● **Given data**
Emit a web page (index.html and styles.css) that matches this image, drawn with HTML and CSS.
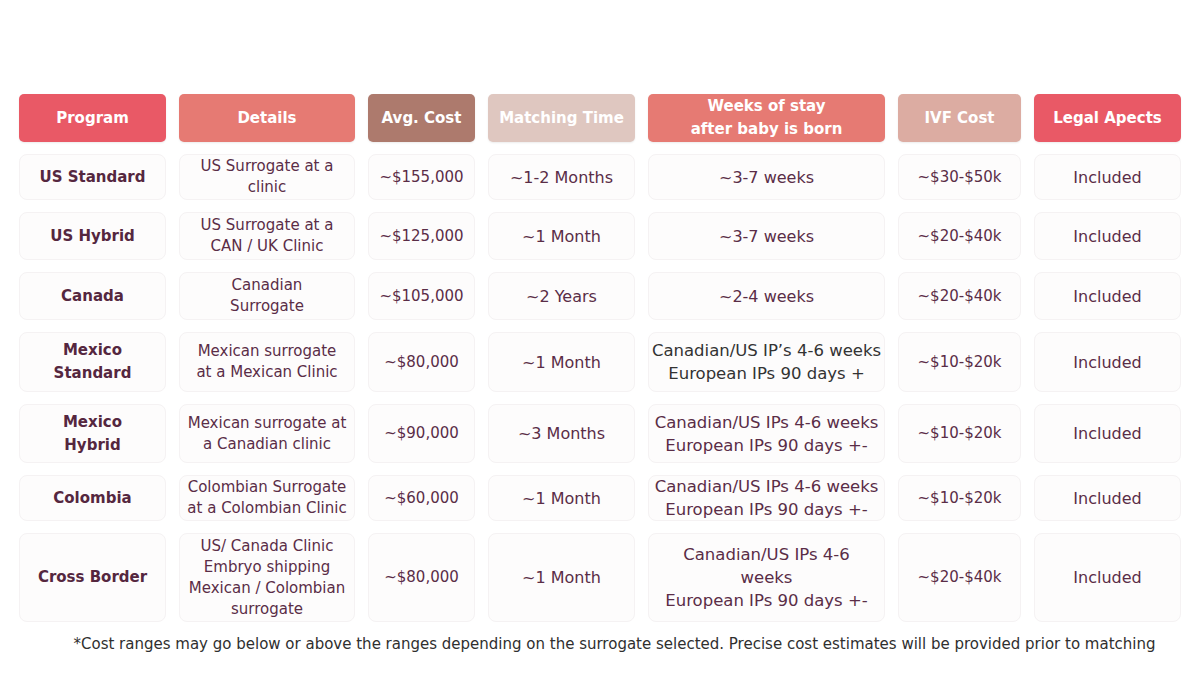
FILE: index.html
```html
<!DOCTYPE html>
<html>
<head>
<meta charset="utf-8">
<link rel="stylesheet" href="styles.css">
</head>
<body>
<main class="page">
  <div class="table">
    <div class="hd c-red">Program</div>
    <div class="hd c-salmon">Details</div>
    <div class="hd c-brown">Avg. Cost</div>
    <div class="hd c-blush">Matching Time</div>
    <div class="hd c-salmon">Weeks of stay<br>after baby is born</div>
    <div class="hd c-rose">IVF Cost</div>
    <div class="hd c-red">Legal Apects</div>

    <div class="cell prog">US Standard</div>
    <div class="cell det">US Surrogate at a<br>clinic</div>
    <div class="cell num">~$155,000</div>
    <div class="cell">~1-2 Months</div>
    <div class="cell">~3-7 weeks</div>
    <div class="cell num">~$30-$50k</div>
    <div class="cell">Included</div>

    <div class="cell prog">US Hybrid</div>
    <div class="cell det">US Surrogate at a<br>CAN / UK Clinic</div>
    <div class="cell num">~$125,000</div>
    <div class="cell">~1 Month</div>
    <div class="cell">~3-7 weeks</div>
    <div class="cell num">~$20-$40k</div>
    <div class="cell">Included</div>

    <div class="cell prog">Canada</div>
    <div class="cell det">Canadian<br>Surrogate</div>
    <div class="cell num">~$105,000</div>
    <div class="cell">~2 Years</div>
    <div class="cell">~2-4 weeks</div>
    <div class="cell num">~$20-$40k</div>
    <div class="cell">Included</div>

    <div class="cell prog">Mexico<br>Standard</div>
    <div class="cell det">Mexican surrogate<br>at a Mexican Clinic</div>
    <div class="cell num">~$80,000</div>
    <div class="cell">~1 Month</div>
    <div class="cell wk gray">Canadian/US IP’s 4-6 weeks<br>European IPs 90 days +</div>
    <div class="cell num">~$10-$20k</div>
    <div class="cell">Included</div>

    <div class="cell prog">Mexico<br>Hybrid</div>
    <div class="cell det">Mexican surrogate at<br>a Canadian clinic</div>
    <div class="cell num">~$90,000</div>
    <div class="cell">~3 Months</div>
    <div class="cell wk">Canadian/US IPs 4-6 weeks<br>European IPs 90 days +-</div>
    <div class="cell num">~$10-$20k</div>
    <div class="cell">Included</div>

    <div class="cell prog">Colombia</div>
    <div class="cell det">Colombian Surrogate<br>at a Colombian Clinic</div>
    <div class="cell num">~$60,000</div>
    <div class="cell">~1 Month</div>
    <div class="cell wk">Canadian/US IPs 4-6 weeks<br>European IPs 90 days +-</div>
    <div class="cell num">~$10-$20k</div>
    <div class="cell">Included</div>

    <div class="cell prog">Cross Border</div>
    <div class="cell det">US/ Canada Clinic<br>Embryo shipping<br>Mexican / Colombian<br>surrogate</div>
    <div class="cell num">~$80,000</div>
    <div class="cell">~1 Month</div>
    <div class="cell wk">Canadian/US IPs 4-6<br>weeks<br>European IPs 90 days +-</div>
    <div class="cell num">~$20-$40k</div>
    <div class="cell">Included</div>
  </div>
  <p class="note">*Cost ranges may go below or above the ranges depending on the surrogate selected. Precise cost estimates will be provided prior to matching</p>
</main>
</body>
</html>
```

FILE: styles.css
```css
html, body {
  margin: 0;
  padding: 0;
  background: #ffffff;
}

body {
  font-family: "DejaVu Sans", "Open Sans", sans-serif;
  color: #5a2d47;
}

.page {
  width: 1200px;
  height: 675px;
  padding-top: 94px;
  box-sizing: border-box;
}

.table {
  margin-left: 19px;
  display: grid;
  grid-template-columns: 147px 176px 107px 147px 237px 123px 147px;
  grid-template-rows: 48px 46px 48px 48px 60px 59px 46px 89px;
  column-gap: 13px;
  row-gap: 12px;
}

.hd {
  border-radius: 5px;
  color: #ffffff;
  font-size: 15px;
  font-weight: 600;
  display: flex;
  align-items: center;
  justify-content: center;
  text-align: center;
  line-height: 23px;
  box-shadow: 0 1px 2px rgba(0, 0, 0, 0.08);
}

.c-red { background: #e95966; }
.c-salmon { background: #e67a73; }
.c-brown { background: #ad7a6d; }
.c-blush { background: #dfc7c0; }
.c-rose { background: #dcaca2; }

.cell {
  background: #fdfcfc;
  border: 1px solid #f5f2f3;
  border-radius: 8px;
  display: flex;
  align-items: center;
  justify-content: center;
  text-align: center;
  font-size: 16px;
  line-height: 23px;
  color: #5a2d47;
}

.cell.num {
  font-size: 15px;
}

.cell.prog {
  font-weight: 700;
  font-size: 15px;
  color: #55273f;
}

.cell.det {
  font-size: 15px;
  line-height: 21px;
}

.cell.wk {
  font-size: 16.5px;
  line-height: 23px;
  white-space: nowrap;
}

.cell.gray {
  color: #333333;
}

.note {
  margin: 13px 0 0 0;
  text-align: center;
  font-size: 15px;
  color: #2f2f2f;
  padding-left: 29px;
}
```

● **Problem statement**
Copy the listing over exactly, skipping the pictures it holds.

● **Right answer**
Emit a web page (index.html and styles.css) that matches this image, drawn with HTML and CSS.
FILE: index.html
```html
<!DOCTYPE html>
<html>
<head>
<meta charset="utf-8">
<link rel="stylesheet" href="styles.css">
</head>
<body>
<main class="page">
  <div class="table">
    <div class="hd c-red">Program</div>
    <div class="hd c-salmon">Details</div>
    <div class="hd c-brown">Avg. Cost</div>
    <div class="hd c-blush">Matching Time</div>
    <div class="hd c-salmon">Weeks of stay<br>after baby is born</div>
    <div class="hd c-rose">IVF Cost</div>
    <div class="hd c-red">Legal Apects</div>

    <div class="cell prog">US Standard</div>
    <div class="cell det">US Surrogate at a<br>clinic</div>
    <div class="cell num">~$155,000</div>
    <div class="cell">~1-2 Months</div>
    <div class="cell">~3-7 weeks</div>
    <div class="cell num">~$30-$50k</div>
    <div class="cell">Included</div>

    <div class="cell prog">US Hybrid</div>
    <div class="cell det">US Surrogate at a<br>CAN / UK Clinic</div>
    <div class="cell num">~$125,000</div>
    <div class="cell">~1 Month</div>
    <div class="cell">~3-7 weeks</div>
    <div class="cell num">~$20-$40k</div>
    <div class="cell">Included</div>

    <div class="cell prog">Canada</div>
    <div class="cell det">Canadian<br>Surrogate</div>
    <div class="cell num">~$105,000</div>
    <div class="cell">~2 Years</div>
    <div class="cell">~2-4 weeks</div>
    <div class="cell num">~$20-$40k</div>
    <div class="cell">Included</div>

    <div class="cell prog">Mexico<br>Standard</div>
    <div class="cell det">Mexican surrogate<br>at a Mexican Clinic</div>
    <div class="cell num">~$80,000</div>
    <div class="cell">~1 Month</div>
    <div class="cell wk gray">Canadian/US IP’s 4-6 weeks<br>European IPs 90 days +</div>
    <div class="cell num">~$10-$20k</div>
    <div class="cell">Included</div>

    <div class="cell prog">Mexico<br>Hybrid</div>
    <div class="cell det">Mexican surrogate at<br>a Canadian clinic</div>
    <div class="cell num">~$90,000</div>
    <div class="cell">~3 Months</div>
    <div class="cell wk">Canadian/US IPs 4-6 weeks<br>European IPs 90 days +-</div>
    <div class="cell num">~$10-$20k</div>
    <div class="cell">Included</div>

    <div class="cell prog">Colombia</div>
    <div class="cell det">Colombian Surrogate<br>at a Colombian Clinic</div>
    <div class="cell num">~$60,000</div>
    <div class="cell">~1 Month</div>
    <div class="cell wk">Canadian/US IPs 4-6 weeks<br>European IPs 90 days +-</div>
    <div class="cell num">~$10-$20k</div>
    <div class="cell">Included</div>

    <div class="cell prog">Cross Border</div>
    <div class="cell det">US/ Canada Clinic<br>Embryo shipping<br>Mexican / Colombian<br>surrogate</div>
    <div class="cell num">~$80,000</div>
    <div class="cell">~1 Month</div>
    <div class="cell wk">Canadian/US IPs 4-6<br>weeks<br>European IPs 90 days +-</div>
    <div class="cell num">~$20-$40k</div>
    <div class="cell">Included</div>
  </div>
  <p class="note">*Cost ranges may go below or above the ranges depending on the surrogate selected. Precise cost estimates will be provided prior to matching</p>
</main>
</body>
</html>
```

FILE: styles.css
```css
html, body {
  margin: 0;
  padding: 0;
  background: #ffffff;
}

body {
  font-family: "DejaVu Sans", "Open Sans", sans-serif;
  color: #5a2d47;
}

.page {
  width: 1200px;
  height: 675px;
  padding-top: 94px;
  box-sizing: border-box;
}

.table {
  margin-left: 19px;
  display: grid;
  grid-template-columns: 147px 176px 107px 147px 237px 123px 147px;
  grid-template-rows: 48px 46px 48px 48px 60px 59px 46px 89px;
  column-gap: 13px;
  row-gap: 12px;
}

.hd {
  border-radius: 5px;
  color: #ffffff;
  font-size: 15px;
  font-weight: 600;
  display: flex;
  align-items: center;
  justify-content: center;
  text-align: center;
  line-height: 23px;
  box-shadow: 0 1px 2px rgba(0, 0, 0, 0.08);
}

.c-red { background: #e95966; }
.c-salmon { background: #e67a73; }
.c-brown { background: #ad7a6d; }
.c-blush { background: #dfc7c0; }
.c-rose { background: #dcaca2; }

.cell {
  background: #fdfcfc;
  border: 1px solid #f5f2f3;
  border-radius: 8px;
  display: flex;
  align-items: center;
  justify-content: center;
  text-align: center;
  font-size: 16px;
  line-height: 23px;
  color: #5a2d47;
}

.cell.num {
  font-size: 15px;
}

.cell.prog {
  font-weight: 700;
  font-size: 15px;
  color: #55273f;
}

.cell.det {
  font-size: 15px;
  line-height: 21px;
}

.cell.wk {
  font-size: 16.5px;
  line-height: 23px;
  white-space: nowrap;
}

.cell.gray {
  color: #333333;
}

.note {
  margin: 13px 0 0 0;
  text-align: center;
  font-size: 15px;
  color: #2f2f2f;
  padding-left: 29px;
}
```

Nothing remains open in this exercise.